Design/methodology/approach
The authors performed keyword searches across 132 criminal justice, policing, and public administration journals to identify peer-reviewed articles that examine the relationship between CALEA accreditation and any output or outcome. Two keyword searches were utilized “commission on accreditation for law enforcement agencies” and “commission on accreditation of law enforcement agencies” in the event that authors misnamed the accrediting body. Only quantitative articles that utilized inferential statistics were included in the sample given that the authors aimed to assess the relationship between CALEA law enforcement accreditation and outputs and outcomes.
Findings
Overall, there is a paucity of research on the relationship between CALEA accreditation and outputs and outcomes.

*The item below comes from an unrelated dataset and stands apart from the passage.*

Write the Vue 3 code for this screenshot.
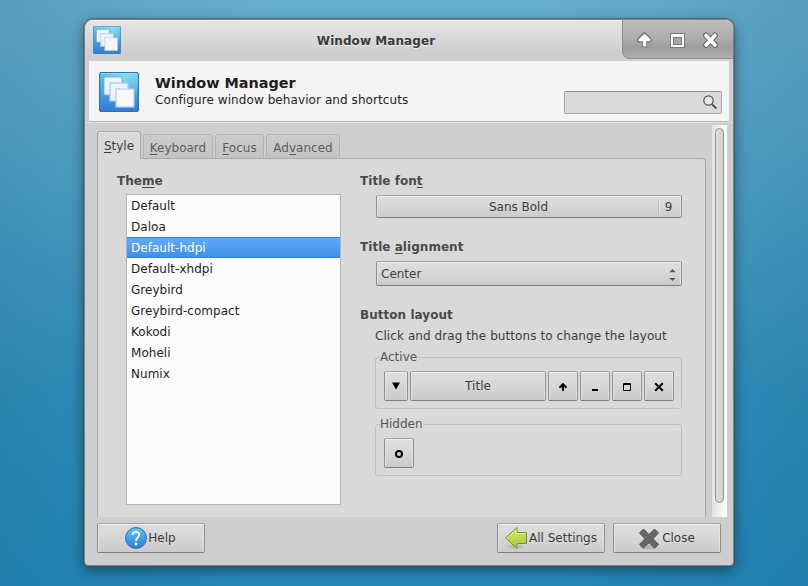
<template>
  <div class="desktop">
    <div class="window">
      <!-- title bar -->
      <div class="titlebar">
        <svg class="app-icon" width="28" height="28" viewBox="0 0 40 40">
          <use href="#wm-icon" />
        </svg>
        <div class="title">Window Manager</div>
        <div class="window-buttons">
          <svg width="111" height="38" viewBox="0 0 111 38">
            <g fill="none" stroke="#6f6f6f" stroke-linecap="round" stroke-linejoin="round">
              <path d="M21.500 25V16M16.500 20l5-5 5 5z" stroke-width="5" />
              <path d="M83 15.500l9 9.500M92 15.500L83 25" stroke-width="6" />
            </g>
            <path d="M21.500 25V17" stroke="#fff" stroke-width="3.400" stroke-linecap="round" />
            <path d="M16.500 20l5-5 5 5z" fill="#fff" stroke="#fff" stroke-width="2.400" stroke-linejoin="round" />
            <path d="M83 15.500l9 9.500M92 15.500L83 25" stroke="#fff" stroke-width="3.600" stroke-linecap="round" />
            <rect x="47.500" y="13.500" width="14" height="14" fill="#fff" stroke="#777" />
            <rect x="50.500" y="17.500" width="8" height="7" fill="#a9a9a9" stroke="#777" />
          </svg>
        </div>
      </div>

      <!-- header -->
      <header class="header">
        <svg class="header-icon" width="40" height="41" viewBox="0 0 40 41">
          <defs>
            <linearGradient id="blue" x1="0" y1="0" x2="0" y2="1">
              <stop offset="0" stop-color="#62c4e8" />
              <stop offset="0.5" stop-color="#46a1e4" />
              <stop offset="1" stop-color="#327bd8" />
            </linearGradient>
            <radialGradient id="glow" cx="0.7" cy="0" r="0.65">
              <stop offset="0" stop-color="#9be6f5" stop-opacity="0.75" />
              <stop offset="1" stop-color="#9be6f5" stop-opacity="0" />
            </radialGradient>
            <g id="wm-icon">
              <rect x="0.500" y="0.500" width="39" height="39" rx="1.500" fill="url(#blue)" stroke="#2d71b4" />
              <rect x="1" y="1" width="38" height="38" rx="1" fill="url(#glow)" />
              <path d="M1.500 1.500h37" stroke="#a4e0f2" opacity="0.7" />
              <rect x="5" y="5" width="18" height="18" fill="#f1f2f5" stroke="#64b0df" stroke-width="0.800" />
              <rect x="11" y="11" width="18" height="18" fill="#f1f2f5" stroke="#a9cce6" stroke-width="1.200" />
              <rect x="17" y="17" width="18" height="18" fill="#f8f8f8" stroke="#b4cde2" stroke-width="1.200" />
            </g>
          </defs>
          <use href="#wm-icon" />
        </svg>
        <div class="header-text">
          <h1>Window Manager</h1>
          <p>Configure window behavior and shortcuts</p>
        </div>
        <div class="search">
          <svg width="16" height="16" viewBox="0 0 16 16">
            <circle cx="7.500" cy="5.500" r="4.700" fill="#e6e6e6" stroke="#555" stroke-width="1.200" />
            <path d="M11 9.200l4.300 4.300" stroke="#555" stroke-width="2" />
          </svg>
        </div>
      </header>

      <div class="body">
        <!-- notebook -->
        <div class="notebook">
          <div class="tabs">
            <div
              v-for="tab in tabs"
              :key="tab.name"
              class="tab"
              :class="[tab.name, { active: tab.name === activeTab }]"
              @click="activeTab = tab.name"
            ><span>{{ tab.before }}<u>{{ tab.key }}</u>{{ tab.after }}</span></div>
          </div>

          <div class="page">
            <section class="theme-col">
              <h2>The<u>m</u>e</h2>
              <ul class="theme-list">
                <li
                  v-for="theme in themes"
                  :key="theme"
                  :class="{ selected: theme === selectedTheme }"
                  @click="selectedTheme = theme"
                >{{ theme }}</li>
              </ul>
            </section>

            <section class="options-col">
              <h2>Title fon<u>t</u></h2>
              <button class="btn font-btn">
                <span class="font-name">Sans Bold</span>
                <span class="font-size">9</span>
              </button>

              <h2>Title <u>a</u>lignment</h2>
              <button class="btn combo">
                <span>Center</span>
                <svg width="7" height="12" viewBox="0 0 7 12">
                  <path d="M0.300 3.200L3.500 0l3.200 3.200zM0.300 9L3.500 12 6.700 9z" fill="#555" />
                </svg>
              </button>

              <h2>Button layout</h2>
              <p class="hint">Click and drag the buttons to change the layout</p>

              <div class="frame">
                <span class="frame-label">Active</span>
                <button v-for="b in activeButtons" :key="b" class="btn layout-btn" :class="b">
                  <template v-if="b === 'title'">Title</template>
                  <svg v-else width="12" height="12" viewBox="0 0 12 12">
                    <path v-if="b === 'menu'" d="M2 2.500h8L6 9.500z" fill="#000" />
                    <path v-if="b === 'shade'" d="M6 11V4.500M2.500 7.700L6 4.200L9.500 7.700" class="stroke" />
                    <path v-if="b === 'hide'" d="M3 10h6" class="stroke" />
                    <path v-if="b === 'maximize'" d="M2.500 3.500h7v7h-7zM2 4.500h8" fill="none" stroke="#000" />
                    <path v-if="b === 'close'" d="M2.200 3.200l7.600 7.600M9.800 3.200l-7.600 7.600" class="stroke" />
                  </svg>
                </button>
              </div>

              <div class="frame">
                <span class="frame-label">Hidden</span>
                <button class="btn layout-btn hidden">
                  <svg width="12" height="12" viewBox="0 0 12 12">
                    <circle cx="6" cy="7" r="3" class="stroke" />
                  </svg>
                </button>
              </div>
            </section>
          </div>
        </div>

        <div class="scrollbar">
          <div class="thumb"></div>
        </div>
      </div>

      <!-- dialog buttons -->
      <footer class="footer">
        <button class="btn dialog-btn help-btn">
          <svg width="24" height="24" viewBox="0 0 24 24">
            <circle cx="12" cy="12" r="10.500" fill="url(#blue)" stroke="#2b72bd" />
            <path d="M8.700 8.800C8.800 4.900 15.300 4.900 15.200 8.700C15.100 11.300 12 11.500 12 15" fill="none" stroke="#fff" stroke-width="1.900" />
            <circle cx="12" cy="18" r="1.400" fill="#fff" />
          </svg>
          <span>Help</span>
        </button>
        <span class="spacer"></span>
        <button class="btn dialog-btn settings-btn">
          <svg width="24" height="24" viewBox="0 0 24 24">
            <defs>
              <linearGradient id="green" x1="0" y1="0" x2="0" y2="1">
                <stop offset="0" stop-color="#d8e86f" />
                <stop offset="1" stop-color="#a5c732" />
              </linearGradient>
            </defs>
            <ellipse cx="11" cy="20.500" rx="8" ry="2" fill="#000" opacity="0.100" />
            <path d="M1.500 12L13 1.500V6.500H22.500V17.500H13V22.500z" fill="url(#green)" stroke="#6b9a2c" stroke-linejoin="round" />
            <path d="M3.200 12L12 3.900V7.500H21.500" fill="none" stroke="#e8f2a0" opacity="0.800" />
          </svg>
          <span>All Settings</span>
        </button>
        <button class="btn dialog-btn close-btn">
          <svg width="24" height="24" viewBox="0 0 24 24">
            <ellipse cx="12" cy="21" rx="9" ry="2" fill="#000" opacity="0.120" />
            <path d="M2.500 7L6.500 3L12 8.500L17.500 3L21.500 7L16 12.800L21.500 18.300L17.500 22L12 16.700L6.500 22L2.500 18.300L8 12.800z" fill="#656764" stroke="#50524f" stroke-linejoin="round" />
          </svg>
          <span>Close</span>
        </button>
      </footer>
    </div>
  </div>
</template>

<script setup>
import { ref } from 'vue'

const activeTab = ref('style')
const selectedTheme = ref('Default-hdpi')

// key is the underlined accelerator letter
const tabs = [
  { name: 'style', before: '', key: 'S', after: 'tyle' },
  { name: 'keyboard', before: '', key: 'K', after: 'eyboard' },
  { name: 'focus', before: '', key: 'F', after: 'ocus' },
  { name: 'advanced', before: 'Ad', key: 'v', after: 'anced' }
]

const themes = [
  'Default',
  'Daloa',
  'Default-hdpi',
  'Default-xhdpi',
  'Greybird',
  'Greybird-compact',
  'Kokodi',
  'Moheli',
  'Numix'
]

const activeButtons = ['menu', 'title', 'shade', 'hide', 'maximize', 'close']
</script>

<style>
body {
  margin: 0;
  overflow: hidden;
}
</style>

<style scoped>
* {
  box-sizing: border-box;
}
h1, h2, p, ul {
  margin: 0;
  padding: 0;
}
svg {
  display: block;
  flex: none;
}
u {
  text-underline-offset: 2px;
  text-decoration-thickness: 1px;
  text-decoration-skip-ink: none;
}

.desktop {
  width: 808px;
  height: 586px;
  padding: 19px 0 0 84px;
  background:
    radial-gradient(ellipse 620px 900px at 50% 50%, rgba(0, 60, 100, 0) 40%, rgba(0, 50, 90, 0.24) 100%),
    linear-gradient(#66aecd, #4a9dc2 35%, #2f8eb9 65%, #2489b8);
  font-family: "DejaVu Sans", sans-serif;
  font-size: 12px;
  line-height: 14px;
  color: #3c3c3c;
}

.window {
  width: 650px;
  height: 547px;
  display: flex;
  flex-direction: column;
  background: #cecece;
  border: 1px solid #808080;
  border-radius: 9px 9px 4px 4px;
  box-shadow: 0 0 0 1px rgba(70, 70, 70, 0.5), 0 4px 14px rgba(0, 0, 0, 0.45);
  overflow: hidden;
}

/* title bar */
.titlebar {
  height: 41px;
  flex: none;
  display: flex;
  align-items: flex-start;
  background: linear-gradient(#e6e6e6, #cecece 80%);
  box-shadow: inset 0 1px #f0f0f0;
}
.app-icon {
  margin: 6px 0 0 8px;
}
.title {
  flex: 1;
  padding: 14px 0 0 9px;
  text-align: center;
  font-weight: bold;
  letter-spacing: 0.07px;
  color: #3a3a3a;
  text-shadow: 0 1px #eee;
}
.window-buttons {
  width: 111px;
  height: 39px;
  border-left: 1px solid #8c8c8c;
  border-bottom: 1px solid #8c8c8c;
  border-bottom-left-radius: 8px;
  background: linear-gradient(#bcbcbc, #adadad 50%, #9c9c9c 72%, #b0b0b0);
}

/* header */
.header {
  height: 61px;
  flex: none;
  display: flex;
  margin: 0 4px;
  padding: 11px 7px 0 10px;
  background: #f4f4f4;
  border-bottom: 1px solid #b8b8b8;
}
.header-text {
  flex: 1;
  padding: 3px 0 0 16px;
  color: #1e1e1e;
}
.header-text h1 {
  font-size: 14.4px;
  line-height: 17px;
}
.header-text p {
  margin-top: 1px;
  letter-spacing: 0.08px;
}
.search {
  width: 158px;
  height: 23px;
  margin-top: 19px;
  padding: 3px 4px;
  display: flex;
  justify-content: flex-end;
  background: #dadada;
  border: 1px solid #a5a5a5;
  border-top-color: #8e8e8e;
  border-radius: 2px;
}

/* notebook */
.body {
  height: 395px;
  flex: none;
  display: flex;
  justify-content: space-between;
  padding: 2px 6px 0 12px;
  border-top: 1px solid #dedede;
}
.notebook {
  width: 609px;
  padding-top: 6px;
  display: flex;
  flex-direction: column;
}
.tabs {
  display: flex;
  align-items: flex-end;
  gap: 2px;
  height: 28px;
  margin-bottom: -1px;
}
.tab {
  height: 25px;
  padding-top: 6px;
  text-align: center;
  color: #5c5c5c;
  background: linear-gradient(#cbcbcb, #c4c4c4);
  border: 1px solid #b2b2b2;
  border-radius: 3px 3px 0 0;
}
.tab.active {
  height: 28px;
  padding-top: 7px;
  color: #3c3c3c;
  background: #d9d9d9;
  border-color: #a6a6a6;
  border-bottom: none;
  box-shadow: inset 0 1px #e6e6e6;
  z-index: 1;
}
.tab.style { width: 44px; }
.tab.keyboard { width: 70px; }
.tab.focus { width: 49px; }
.tab.advanced { width: 74px; }

.page {
  flex: 1;
  display: flex;
  padding: 15px 22px 0 19px;
  background: #d9d9d9;
  border: 1px solid #a9a9a9;
  border-bottom: none;
  border-top-right-radius: 3px;
}
.page h2 {
  font-size: 12px;
  line-height: 14px;
  letter-spacing: 0.04px;
  color: #4a4a4a;
}
.theme-col {
  width: 243px;
}
.theme-list {
  width: 215px;
  height: 311px;
  margin: 6px 0 0 9px;
  list-style: none;
  background: #fcfcfc;
  border: 1px solid #b5b5b5;
  color: #1e1e1e;
}
.theme-list li {
  height: 21px;
  padding: 4px 4px 0;
  letter-spacing: 0.03px;
}
.theme-list li.selected {
  padding-top: 3px;
  color: #fff;
  background: linear-gradient(#62aafb, #3f90ea);
  border-top: 1px solid #3584d8;
  border-bottom: 1px solid #3584d8;
}

.options-col {
  width: 322px;
}

.btn {
  display: flex;
  align-items: center;
  margin: 0;
  padding: 0;
  font: inherit;
  color: #3c3c3c;
  background: linear-gradient(#dedede, #d8d8d8 45%, #cacaca);
  border: 1px solid #8f8f8f;
  border-top-color: #a3a3a3;
  border-bottom-color: #7e7e7e;
  border-radius: 2px;
  box-shadow: inset 0 1px #f0f0f0, inset 1px 0 #e2e2e2, inset -1px 0 #e2e2e2;
}
.font-btn {
  width: 306px;
  height: 23px;
  margin: 7px 0 22px 16px;
}
.font-name {
  flex: 1;
  padding-left: 2px;
}
.font-size {
  width: 23px;
  height: 14px;
  border-left: 1px solid #bdbdbd;
  box-shadow: inset 1px 0 #e6e6e6;
  padding-right: 3px;
}
.combo {
  width: 306px;
  height: 25px;
  margin: 7px 0 22px 16px;
  padding: 0 5px 0 4px;
  justify-content: space-between;
}
.combo svg {
  margin-top: 3px;
}
.hint {
  margin: 7px 0 14px 15px;
  white-space: nowrap;
  letter-spacing: 0.08px;
}

.frame {
  position: relative;
  width: 307px;
  height: 52px;
  margin: 0 0 15px 15px;
  padding: 13px 7px 0 8px;
  display: flex;
  gap: 2px;
  border: 1px solid #bdbdbd;
  border-radius: 3px;
}
/* label sits over the frame's top border */
.frame-label {
  position: absolute;
  top: -8px;
  left: 4px;
  padding-right: 1px;
  background: #d9d9d9;
  color: #555;
}
.layout-btn {
  flex: none;
  width: 30px;
  height: 30px;
  justify-content: center;
}
.layout-btn.menu {
  width: 24px;
}
.layout-btn.title {
  width: 136px;
  padding: 0;
  color: #3c3c3c;
  font-weight: normal;
  text-shadow: none;
}
.stroke {
  fill: none;
  stroke: #000;
  stroke-width: 2;
}

/* scrollbar */
.scrollbar {
  width: 15px;
  padding: 3px 2px 0 3px;
  background: linear-gradient(90deg, #e2e2e2, #fff);
}
.thumb {
  width: 9px;
  height: 375px;
  background: linear-gradient(90deg, #dedede, #d2d2d2);
  border: 1px solid #909090;
  border-radius: 5px;
}

/* footer */
.footer {
  display: flex;
  gap: 8px;
  padding: 6px 12px 0;
}
.spacer {
  flex: 1;
}
.dialog-btn {
  width: 108px;
  height: 30px;
  justify-content: center;
  gap: 1px;
}
.help-btn {
  gap: 0;
  padding-right: 2px;
}
.settings-btn {
  gap: 1px;
  padding-right: 1px;
}
.close-btn {
  padding-right: 2px;
}
</style>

Only nineteen, peer-reviewed, studies that utilize inferential statistics have been published on the topic as of the end of 2021. The largest number of studies explore the relationship between CALEA accreditation and community-oriented policing and gender representation. Given the dearth of quantitative studies on CALEA accreditation, and the lack of studies using experimental or quasi-experimental designs, current findings on the topic should not be viewed as proof of cause and effect relationships but as correlations.
Originality/value
This article represents the first systematic review of the correlates of CALEA accreditation.